Balance Between Generator and Discriminator#
During training, we want the generator and discriminator to progress together. However, it may happen that one of the two models progresses faster than the other, which can cause chaotic behavior during training.
There are also other problems to mention:
Convergence problem: The model may have difficulty converging to a stable solution, even after long training.
Choice of network architecture: A consistent architecture must be chosen for the generator and discriminator.
Some strategies can be used to limit these problems, but it’s not magic. To stabilize training, one can use a Wasserstein GAN and/or more progressive training.
Examples of GAN Usage#
GAN for Super Resolution#
It is possible to use GANs for super-resolution, i.e., to increase the resolution of an image.
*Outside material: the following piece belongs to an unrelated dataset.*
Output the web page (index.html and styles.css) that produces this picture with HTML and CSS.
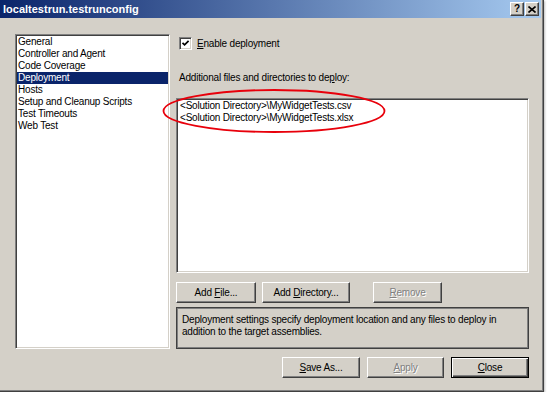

The paper Photo-Realistic Single Image Super-Resolution Using a Generative Adversarial Network proposes a GAN architecture for this purpose.
GAN for Data Augmentation#
Data augmentation involves artificially increasing the training data through various techniques. If you haven’t already, you can follow the bonus course on data augmentation.
Thinking about it, basic data augmentation (cropping, rotation, etc.) can be seen as a form of generative modeling where we generate training images close to the distribution of normal images.
Starting from this consideration, it is quite obvious to see how a GAN can help with data augmentation. If we want to classify cats, our GAN can generate cat images in quantity.
Image-to-Image Translation#
Another common use of GANs is image-to-image translation, introduced in the paper Image-to-Image Translation with Conditional Adversarial Networks. This allows converting an image from a source domain to a target domain while preserving structural and contextual correspondences (according to training).
Note: Image-to-image translation can also be used for data augmentation. Suppose we generate fake data using a video game software like Unity and want to make these images realistic. It is then sufficient to train a style transfer GAN to go from one image to another.